Succession Planning Is Critical For Family Wealth
The question of who will own your business after you have moved on is rarely a simple one. Whether it is passed down within the family, transferred to non-family managers or sold to an outside purchaser, this decision will most likely be a difficult one. Unfortunately, business succession statistics are not on your side:
88% of current family business owners believe the same family or families will control their business in five years, but succession statistics undermine this belief. Only about 30% of family and businesses survive into the second generation, 12% are still viable into the third generation, and only about 3% of all family businesses operate into the fourth generation or beyond.
Our succession planning services focus on the following areas:
1) A Discovery Process To Understand Your Mission, Vision, Values, and Goals
It’s tricky to work out when and how to leave your business. We believe that your business succession planning process should start at least 5 to 10 years before you want to leave or sell to allow time to:
- Identify and prepare a successor and/or the next generation;
- Implement appropriate tax, estate planning, business ownership, and insurance strategies;
- Consider the financial planning needs of all parties;
- Assess the value and marketability of the business;
- Take steps to properly finance the business for sale or internal transfer
- Retain the business’ value after the transitioning event.
Our family office, and our strategic network, will help you plan your business succession needs. The first step in our process is understanding your mission, vision, values, and goals for your business and your family’s wealth.
2) Creative Strategies For Your Succession Planning
Before you can successfully leave or pass on your business to new ownership or management, or even adopt a new business direction, you need to develop a long-term strategic plan that meets your desires. The key is to plan early to make sure you are prepared since to successfully transition your business often requires a collaborative approach with internal and external family members, executives, employees, suppliers, bankers, and other professionals.
Our family office facilitates this process to ensure your succession plan will suit your best interests and those of your company.
3) Implementing Your Succession Plan
A well-planned succession improves the likelihood of a successful transition and increases the value of your business to investors or purchasers.
Our family office, or our strategic network experts, will assess your organization’s leadership needs, groom potential leadership successors, and facilitate the gradual handoff of management functions and ownership control.

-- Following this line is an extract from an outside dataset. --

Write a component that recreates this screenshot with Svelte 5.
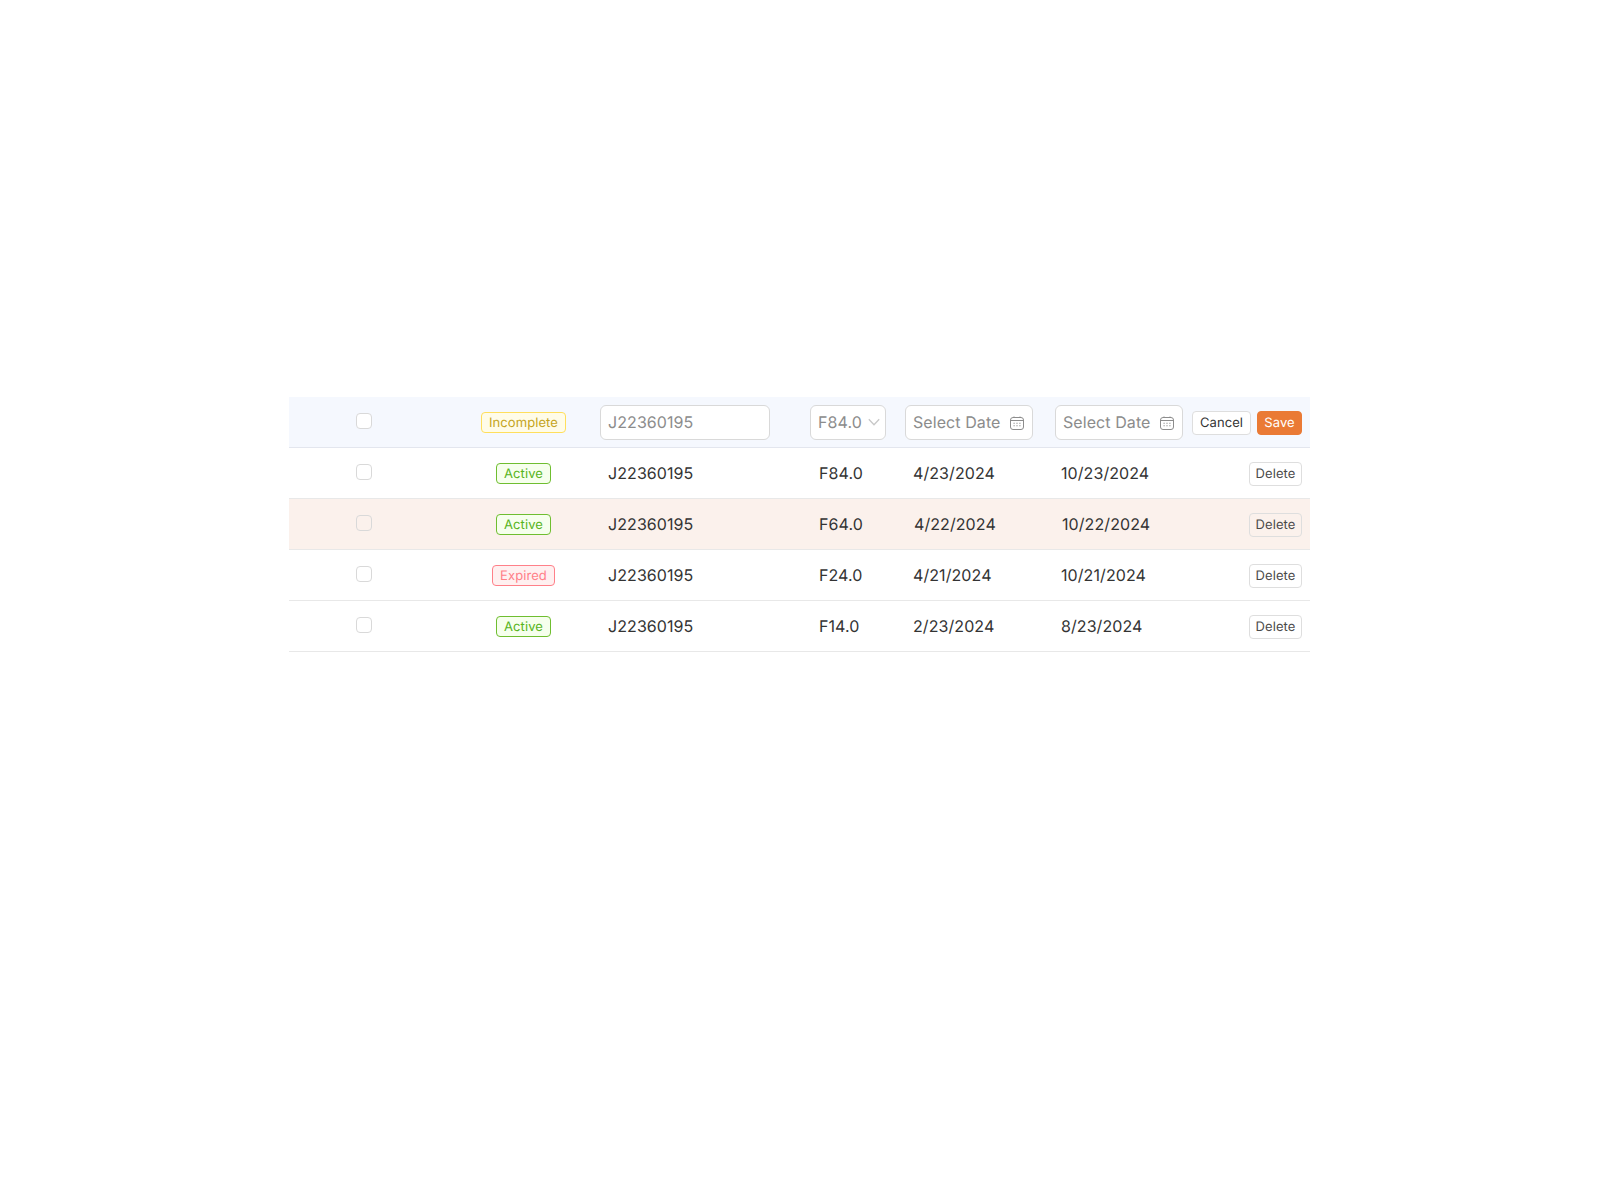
<script>
  const rows = [
    { status: 'Active', code: 'J22360195', grade: 'F84.0', start: '4/23/2024', end: '10/23/2024' },
    { status: 'Active', code: 'J22360195', grade: 'F64.0', start: '4/22/2024', end: '10/22/2024', hover: true },
    { status: 'Expired', code: 'J22360195', grade: 'F24.0', start: '4/21/2024', end: '10/21/2024' },
    { status: 'Active', code: 'J22360195', grade: 'F14.0', start: '2/23/2024', end: '8/23/2024' }
  ];
</script>

{#snippet calendar()}
  <svg class="cal" width="16" height="16" viewBox="0 0 16 16" fill="none" stroke="#8c8c8c" stroke-width="1">
    <rect x="1.5" y="2.5" width="13" height="12" rx="2.5" />
    <path d="M1.5 5.5h13M5 1.5v1M11 1.5v1" />
    <path d="M4.5 8.2h1.2M7.4 8.2h1.2M10.3 8.2h1.2M4.5 10.8h1.2M7.4 10.8h1.2M10.3 10.8h1.2" stroke-width="1.1" />
  </svg>
{/snippet}

<div class="table">
  <div class="row editing">
    <div class="cell"><span class="check"></span></div>
    <div class="cell center"><span class="badge incomplete">Incomplete</span></div>
    <div class="cell"><div class="field code">J22360195</div></div>
    <div class="cell">
      <div class="field grade">
        F84.0
        <svg width="12" height="12" viewBox="0 0 12 12" fill="none" stroke="#c8c8c8" stroke-width="1.3">
          <path d="M.8 3.2L6 8.8l5.2-5.6" />
        </svg>
      </div>
    </div>
    <div class="cell"><div class="field date">Select Date {@render calendar()}</div></div>
    <div class="cell"><div class="field date">Select Date {@render calendar()}</div></div>
    <div class="cell actions">
      <button class="btn cancel">Cancel</button>
      <button class="btn save">Save</button>
    </div>
  </div>

  {#each rows as row}
    <div class="row" class:hover={row.hover}>
      <div class="cell"><span class="check"></span></div>
      <div class="cell center">
        <span class="badge" class:active={row.status === 'Active'} class:expired={row.status === 'Expired'}>{row.status}</span>
      </div>
      <div class="cell text code-text">{row.code}</div>
      <div class="cell text grade-text">{row.grade}</div>
      <div class="cell text start-text">{row.start}</div>
      <div class="cell text end-text">{row.end}</div>
      <div class="cell actions"><button class="btn delete">Delete</button></div>
    </div>
  {/each}
</div>

<style>
  :global(body) {
    margin: 0;
    background: #fff;
  }

  .table {
    width: 1021px;
    margin: 397px 0 0 289px;
    font-family: Inter, "Liberation Sans", sans-serif;
    font-weight: 370;
    color: #333;
    letter-spacing: 0.08px;
    text-rendering: geometricPrecision;
  }

  .row {
    display: grid;
    grid-template-columns: 158px 153px 210px 95px 150px 137px 118px;
    align-items: center;
    height: 51px;
    box-sizing: border-box;
    border-bottom: 1px solid #e8e8e8;
    font-size: 16px;
  }

  .row.editing {
    background: #f5f8fe;
    border-bottom-color: #e3e6ee;
  }

  .row.hover {
    background: #fbf1ec;
  }

  .cell {
    display: flex;
    align-items: center;
    min-width: 0;
  }

  .center {
    justify-content: center;
  }

  .check {
    width: 16px;
    height: 16px;
    box-sizing: border-box;
    margin: -2px 0 0 67px;
    border: 1px solid #d9d9d9;
    border-radius: 4px;
    background: #fff;
  }

  .hover .check {
    background: transparent;
  }

  .badge {
    box-sizing: border-box;
    height: 21px;
    padding: 0 7px;
    border: 1px solid;
    border-radius: 4px;
    font-size: 13px;
    line-height: 20px;
    white-space: nowrap;
  }

  .badge.incomplete {
    color: #c4a41c;
    background: #fffce8;
    border-color: #ffdf5c;
  }

  .badge.active {
    color: #58b41c;
    background: #f6ffed;
    border-color: #6fbe30;
  }

  .badge.expired {
    color: #ff7f88;
    background: #fff0f0;
    border-color: #ff8089;
  }

  .field {
    display: flex;
    align-items: center;
    justify-content: space-between;
    box-sizing: border-box;
    height: 35px;
    padding: 0 8px 0 7px;
    border: 1px solid #d9d9d9;
    border-radius: 6px;
    background: #fff;
    color: #8c8c8c;
    white-space: nowrap;
  }

  .code {
    width: 170px;
  }

  .grade {
    width: 76px;
    padding-right: 5px;
  }

  .date {
    width: 128px;
  }

  .cal {
    margin: 2px -1px 0 0;
  }

  .text {
    white-space: nowrap;
  }

  .code-text {
    padding-left: 8px;
  }

  .grade-text {
    padding-left: 9px;
  }

  .start-text {
    padding-left: 8px;
  }

  .end-text {
    padding-left: 6px;
  }

  .hover .start-text,
  .hover .end-text {
    transform: translateX(1px);
  }

  .actions {
    justify-content: flex-end;
    gap: 6px;
    padding-right: 8px;
  }

  .btn {
    box-sizing: border-box;
    height: 24px;
    padding: 1px 0 0;
    margin-top: 1px;
    border: 1px solid #dedede;
    border-radius: 4px;
    background: #fff;
    color: #333;
    font-family: inherit;
    font-size: 13px;
    font-weight: 370;
    letter-spacing: 0.08px;
    line-height: 21px;
    text-rendering: geometricPrecision;
  }

  .btn.cancel {
    width: 59px;
  }

  .btn.save {
    width: 45px;
    background: #ea7a35;
    border-color: #ea7a35;
    color: #fff;
  }

  .btn.delete {
    width: 53px;
    color: #4a4a4a;
  }

  .hover .btn.delete {
    background: transparent;
  }
</style>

4) Transitioning From Business Success to Family Significance
A successful decision to move on from your company typically requires that the transition process for your company, and all those involved, will go as smoothly as possible. However, the process does not end here. Managing your newly acquired family wealth and/or ensuring that your business will prosper under the next generation is still critical to your legacy.
The following poem, The Bridge Builder by Will Allen Dromgoole, reminds us of the importance of each of our journeys from success to significance. Retain our family office today to be your strategic partner on your incredible life journey!
An old man going a lone highway,
Came at the evening, cold and gray,
To a chasm, vast, and deep and wide,
Through which was flowing a sullen tide.
The old man crossed in the twilight dim;
The sullen stream had no fear for him;
But he turned, when safe on the other side,
And built a bridge to span the tide.
“Old man,” said a fellow pilgrim, near,
“You are wasting strength with building here;
Your journey will end with the ending day;
You never again will pass this way;
You’ve crossed the chasm, deep and wide-
Why build you this bridge at the evening tide?”
The builder lifted his old gray head:
“Good friend, in the path I have come,” he said,
“There followeth after me today,
A youth, whose feet must pass this way.
This chasm, that has been naught to me,
To that fair-haired youth may a pitfall be.
He, too, must cross in the twilight dim;
Good friend, I am building this bridge for him.”